I know what you're thinking. "That makes no sense." And you're right — by the logic of this world, it doesn't. But James wasn't writing to the world. He was writing to people who know God. And he knew that faith sees what the naked eye simply cannot reach.
Notice the word he uses: count. He is not commanding a feeling. You can't will feelings into existence like that. He is commanding a reckoning — a deliberate decision of perspective, made before any emotion shows up. It is an act of faith before it is an act of the heart. You choose how you are going to interpret what you're living through. And that choice changes everything.
And then comes the word that most people rush right past: when. Not "if you meet trials." When you meet them. James assumes that trials are part of the path — not a detour, not a mistake, not evidence that God has forgotten you. They are inside the plan. Nothing you are walking through today caught God off guard. Not a single thing. He was already there when it started.
So what does a trial actually do? James answers: it tests your faith. The way a goldsmith puts metal in fire to see what is pure and what is dross — that is what the trial does. It reveals what is real in your faith. And here is what needs to land in your chest today: testing does not destroy genuine faith. It confirms it. If you are under the weight and still believing — that is not weakness. That is evidence of what God has already placed inside you.
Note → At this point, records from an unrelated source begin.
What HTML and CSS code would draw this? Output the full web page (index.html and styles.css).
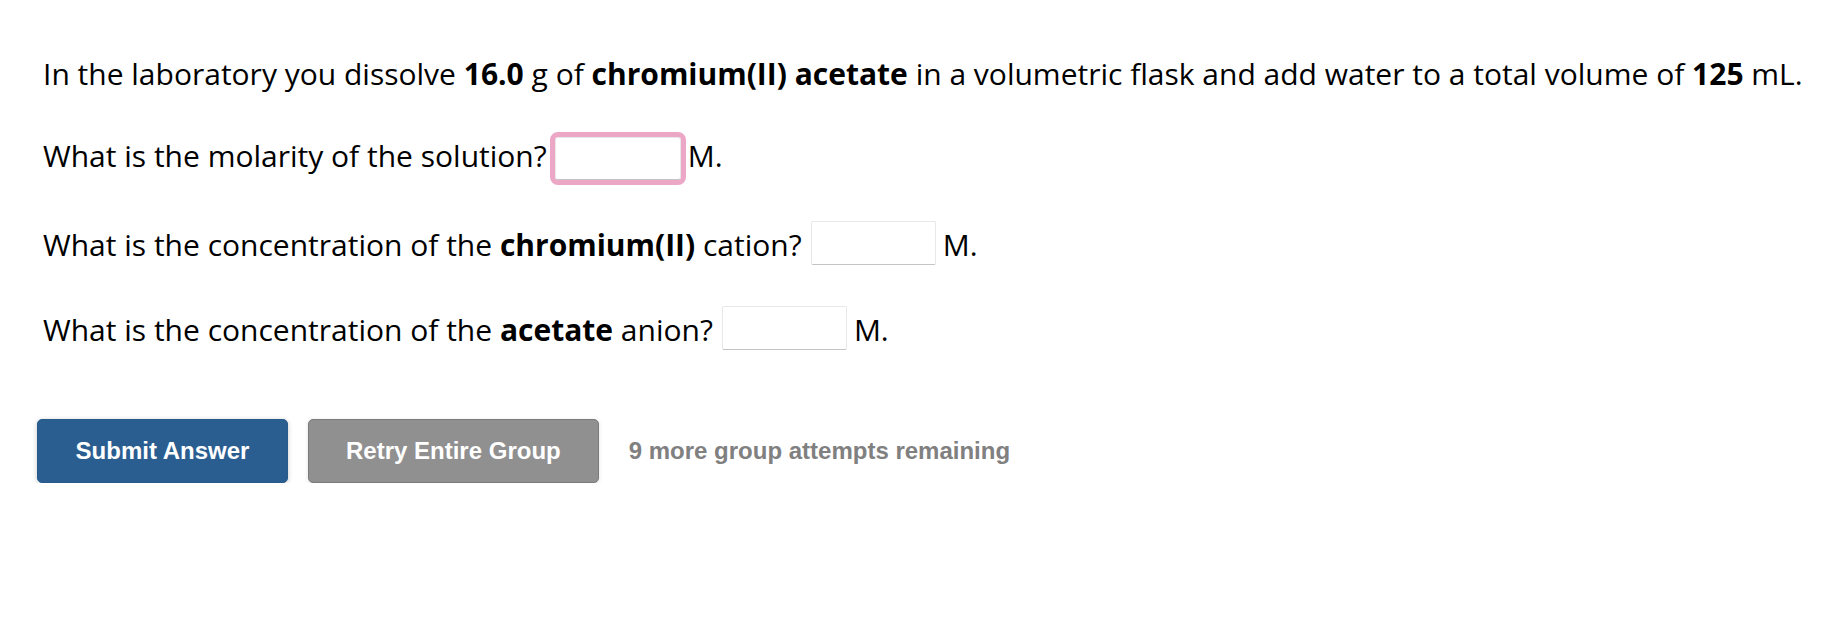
FILE: index.html
```html
<!DOCTYPE html>
<html lang="en">
<head>
<meta charset="utf-8">
<title>Chromium(II) acetate molarity</title>
<link rel="stylesheet" href="styles.css">
</head>
<body>
<div class="question">
  <p class="intro">In the laboratory you dissolve <b>16.0</b> g of <b>chromium(II) acetate</b> in a volumetric flask and add water to a total volume of <b>125</b> mL.</p>
  <p class="q q-first">What is the molarity of the solution?<input class="answer answer-focus" type="text" aria-label="molarity">M.</p>
  <p class="q q-mid">What is the concentration of the <b>chromium(II)</b> cation?<input class="answer answer-plain" type="text" aria-label="cation concentration">M.</p>
  <p class="q q-last">What is the concentration of the <b>acetate</b> anion?<input class="answer answer-plain" type="text" aria-label="anion concentration">M.</p>
  <div class="actions">
    <button class="btn btn-submit" type="button">Submit Answer</button>
    <button class="btn btn-retry" type="button">Retry Entire Group</button>
    <span class="attempts">9 more group attempts remaining</span>
  </div>
</div>
</body>
</html>
```

FILE: styles.css
```css
html, body {
  margin: 0;
  padding: 0;
  background: #ffffff;
}

.question {
  padding: 53px 0 0 43px;
  font-family: "Open Sans", "Liberation Sans", sans-serif;
  font-size: 30px;
  color: #000000;
}

.question p {
  margin: 0;
  line-height: 42px;
  white-space: nowrap;
}

.question b {
  font-weight: 700;
}

.question .q-first {
  margin-top: 40px;
}

.question .q-mid {
  margin-top: 41px;
}

.question .q-last {
  margin-top: 40px;
}

.answer {
  box-sizing: border-box;
  width: 125px;
  height: 44px;
  padding: 0 6px;
  border: 1px solid #e8e8e8;
  border-bottom-color: #c4c4c4;
  border-radius: 2px;
  background: #ffffff;
  font-family: "Open Sans", sans-serif;
  font-size: 24px;
}

.answer-focus {
  width: 126px;
  height: 43px;
  margin: 0 7px 0 8px;
  vertical-align: middle;
  outline: 5px solid #eca6c6;
  border-radius: 3px;
}

.answer-plain {
  margin: 0 7px 0 9px;
  vertical-align: text-bottom;
}

.actions {
  display: flex;
  align-items: center;
  gap: 20px;
  margin-top: 68px;
  margin-left: -6px;
}

.btn {
  box-sizing: border-box;
  height: 64px;
  padding: 0 37px;
  border-radius: 5px;
  font-family: "Liberation Sans", Arial, sans-serif;
  font-weight: 700;
  font-size: 24px;
  color: #ffffff;
  white-space: nowrap;
  cursor: pointer;
}

.btn-submit {
  min-width: 251px;
  background: #2a5e91;
  border: 1px solid #285a8a;
  box-shadow: 0 1px 5px rgba(0, 0, 0, 0.22);
}

.btn-retry {
  min-width: 289px;
  background: #909090;
  border: 1px solid #7b7b7b;
  box-shadow: 0 1px 4px rgba(0, 0, 0, 0.12);
}

.attempts {
  margin-left: 10px;
  font-family: "Liberation Sans", Arial, sans-serif;
  font-weight: 700;
  font-size: 24px;
  color: #808080;
}
```
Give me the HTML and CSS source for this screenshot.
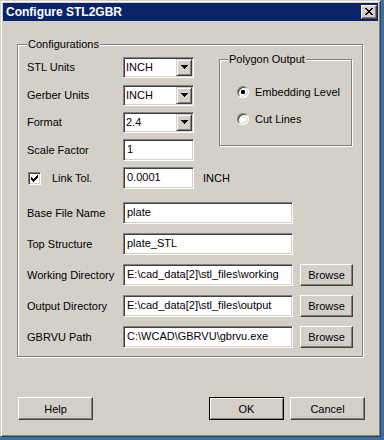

And what does that process produce? Steadfastness. That capacity to remain standing when everything around you says sit down. That root that goes deep because it was formed under pressure. It is not born in easy seasons. It is born right there — underground, where no one sees, in the quiet of a season that feels like it will never end. And I want to tell you with everything I have: none of this season's tears are being wasted. Not one. God is working beneath the surface.
That is why the joy James is talking about is not denial of pain. It is not pretending everything is fine when it is not. It is confidence — confidence that God knows exactly what He is doing with your life. It is seeing past the trial, toward what is being formed through it. It is joy with roots. And roots don't show — but they hold.
So today, before breakfast, do this one thing: take a piece of paper. Write down one trial you are living right now — be honest, write it down for real. And right beside it, finish this line: "God is producing steadfastness here." Then pray over that sentence. It doesn't need to be a long prayer. Just you, the page, and God. Let that truth land.
Stay close to God. Pray — then act. I'll see you tomorrow, my friend.